The feds recently published an article touting the long-term success of buprenorphine:
In the first long-term follow-up of patients treated with buprenorphine/naloxone (Bp/Nx) for addiction to opioid pain relievers, half reported that they were abstinent from the drugs 18 months after starting the therapy. After 3.5 years, the portion who reported being abstinent had risen further, to 61 percent, and fewer than 10 percent met diagnostic criteria for dependence on the drugs.
These studies are important. Long-term outcomes have been a big gap in the research.
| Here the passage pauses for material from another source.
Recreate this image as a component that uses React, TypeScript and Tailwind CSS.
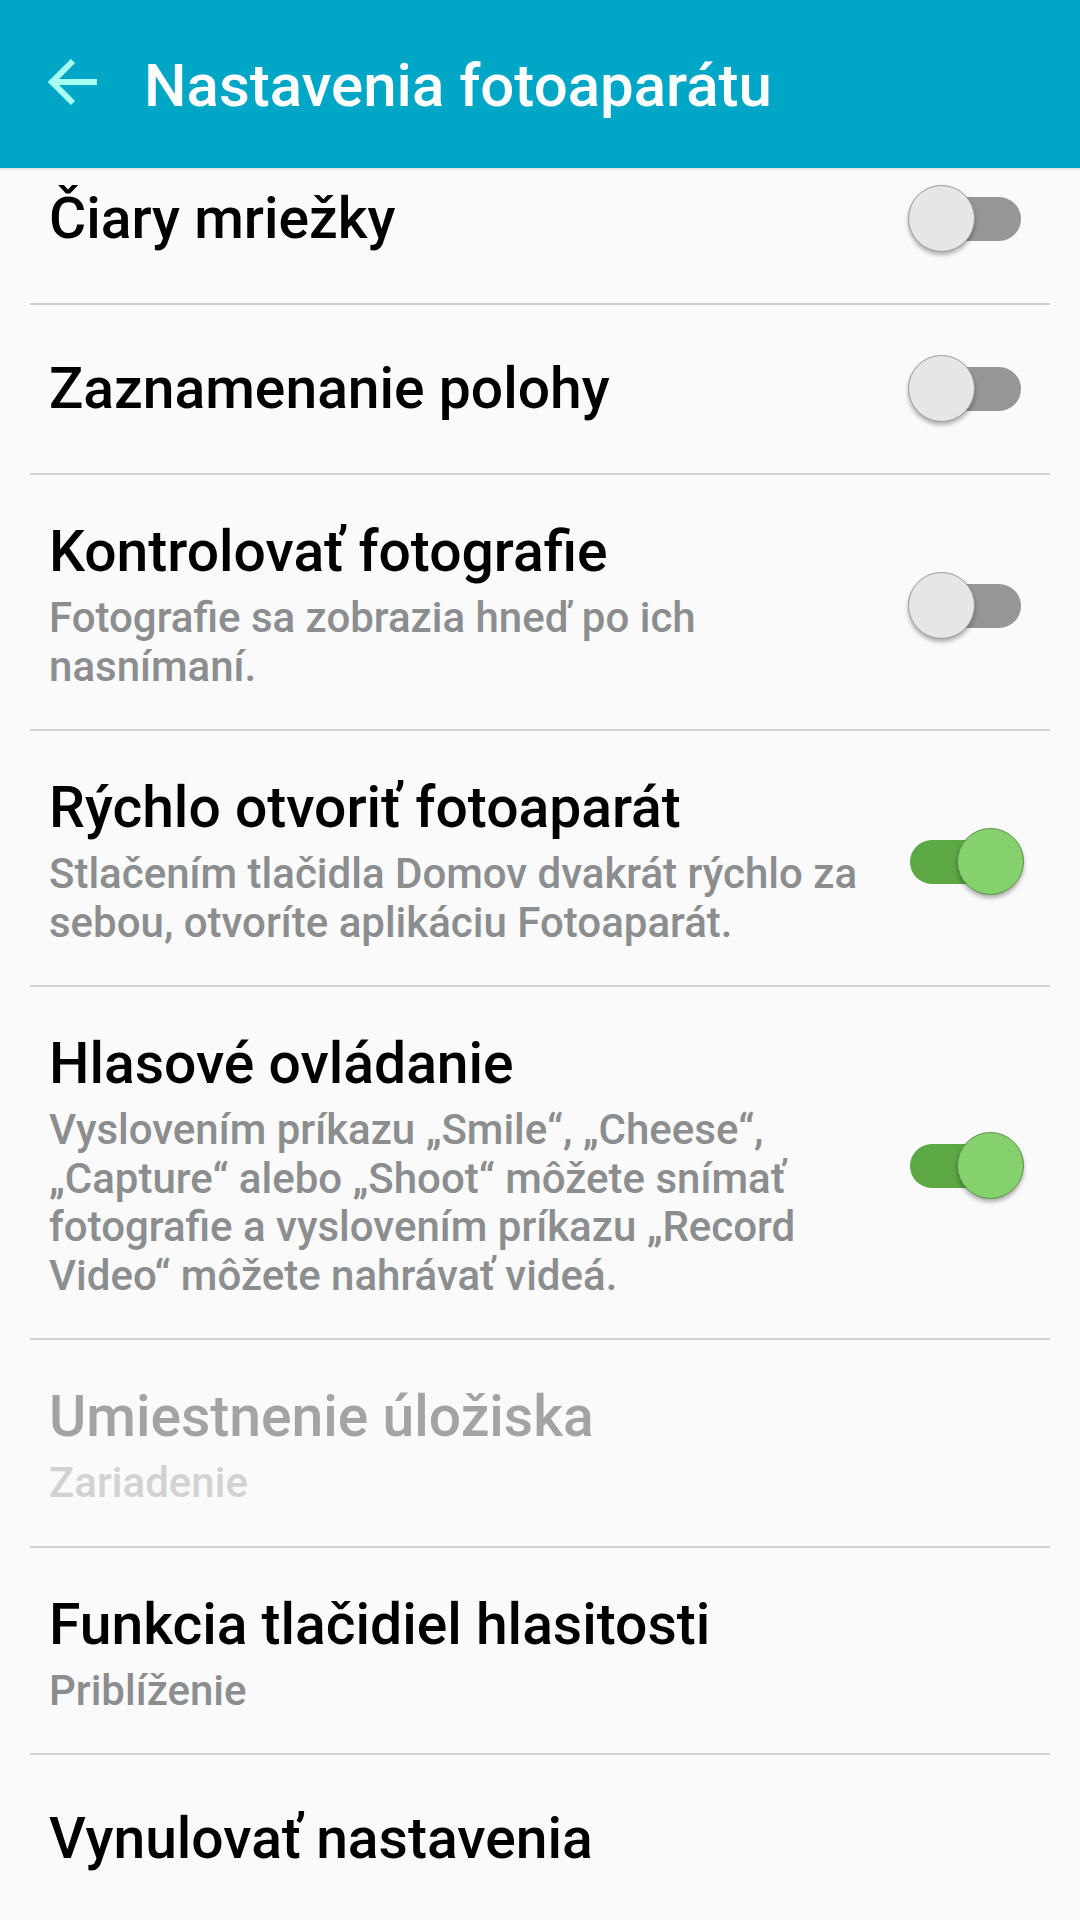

This is great news, right? 50% abstinent at 18 months! 61% abstinent at 3.5 years! Fewer than 10% dependent at 5.5 years!
Not so fast
There are a couple of problems here.
- They were only able to do follow-up with 38% of subjects at 18 months and 52% at 3.5 years.
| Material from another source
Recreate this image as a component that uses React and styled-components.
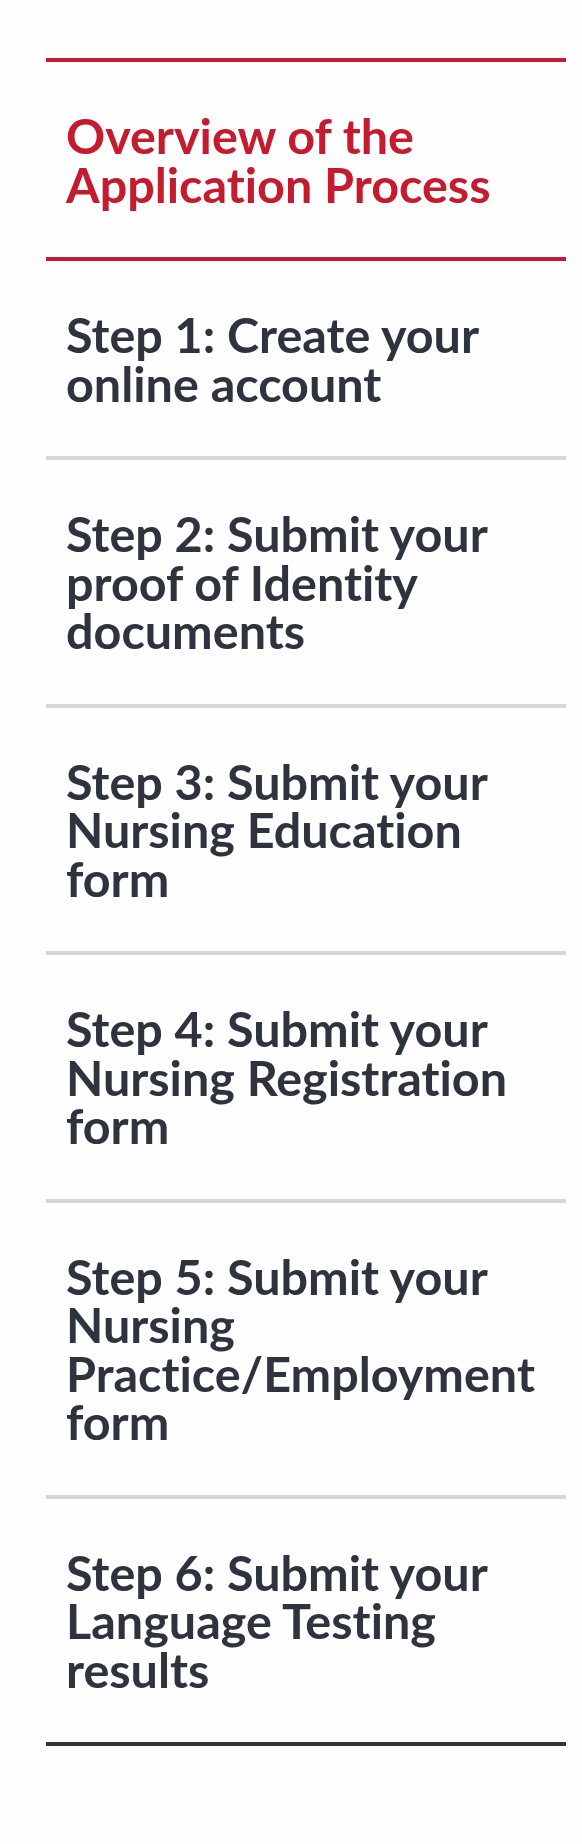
import React from 'react';
import styled, { createGlobalStyle } from 'styled-components';

const GlobalStyle = createGlobalStyle`
  body {
    margin: 0;
    background: #fefefe;
    font-family: Lato, "Open Sans", sans-serif;
  }
`;

const Page = styled.div`
  padding: 58px 16px 98px 46px;
`;

const StepNav = styled.nav`
  width: 520px;
  border-top: 4px solid #c51b2e;

  ul {
    list-style: none;
    margin: 0;
    padding: 0;
  }
`;

const StepItem = styled.li`
  padding: 49px 18px 49px 20px;
  border-bottom: 4px solid ${props => (props.$active ? '#c51b2e' : '#d6d6da')};

  &:last-child {
    border-bottom-color: #2f333e;
  }

  a {
    display: block;
    font-size: 48.5px;
    line-height: 48.5px;
    font-weight: bold;
    font-variant-ligatures: none;
    color: ${props => (props.$active ? '#c51b2e' : '#2f333e')};
    text-decoration: none;
    cursor: pointer;
  }
`;

const steps = [
  'Overview of the Application Process',
  'Step 1: Create your online account',
  'Step 2: Submit your proof of Identity documents',
  'Step 3: Submit your Nursing Education form',
  'Step 4: Submit your Nursing Registration form',
  'Step 5: Submit your Nursing Practice/Employment form',
  'Step 6: Submit your Language Testing results',
];

function App() {
  return (
    <>
      <GlobalStyle />
      <Page>
        <StepNav>
          <ul>
            {steps.map((label, i) => (
              <StepItem key={label} $active={i === 0}>
                <a>{label}</a>
              </StepItem>
            ))}
          </ul>
        </StepNav>
      </Page>
    </>
  );
}

export default App;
- So, that 50% abstinent at 18 months is really more like 19%.
- The 61% abstinent at 3.5 years is more like 32%
Still, 19% abstinent at 18 months and 32% abstinent at 3.5 years is pretty good, right?
Pump the brakes
There are a couple of problems here too.
- They are only reporting on abstinence from illicit opioid use, not other drugs.
- Buried in the article, they mention that they are reporting on being abstinent for the last 30 days. This doesn’t tell us much about how they’ve been doing over the previous 18 months or 3.5 years, does it?
- Same thing for the reporting on diagnostic criteria for dependence. That was also based only on the previous 30 days.
Taking their conclusions at face value
Further, their conclusions open the door to some interesting questions:
In the first study examining long-term treatment outcomes of patients with prescription opioid dependence, our results were more encouraging than short-term outcomes from POATS suggested. As reported in our 18-month follow-up study (Potter et al., 2014), and consistent with other literature (Moore et al., 2007, Nielsen et al., 2013 and Potter et al., 2013), patients with prescription opioid dependence may have a more promising long-term course, compared with expectations based on long-term follow-up studies of heroin users (Darke et al., 2007, Flynn et al., 2003, Grella and Lovinger, 2011, Hser et al., 2001 and Vaillant, 1973). Indeed, a history of occasional heroin use at POATS entry was the only prognostic indicator 42 months later, associated with a higher likelihood of meeting symptomatic criteria for current opioid dependence. Our results are consistent with research on heroin dependence in supporting the value of opioid agonist therapy for prescription opioid dependence; however, half of the follow-up participants reported good outcomes without agonist therapy.
This begs a couple of important questions.
- First, many medication assisted treatment advocates have argued that opioid addiction is unique in that it creates long-term or permanent brain dysfunction that requires opioid replacement. Do these findings undermine this theory?
- Second, half of their follow-up subjects doing well without opioid replacement. Can we assume that opioid replacement is responsible for their good outcomes?
This is the basis for the federal and media push for MAT?
It would appear so.
This not quite what you imagined when they reported 61% abstinent, is it? Why would they present it in a manner that many of us would consider misleading?
It’s also hard to understand their certainty, isn’t it?
I mean, when they talk about this being “treatment that works”, “evidence-based treatment” or “science-based treatment”, don’t most member of the public assume that expressions like “works”, “evidence-based” and “science-based” mean that there’s a body of research indicating that these treatments provide a good chance of getting well?
Instead, these studies suggest that these treatments help make people less sick.
If that’s what patients and their families want, there’s nothing wrong with that. But, they ought to know what they’re getting. (The same goes for communicating the limitations or gaps in evidence for other treatments.)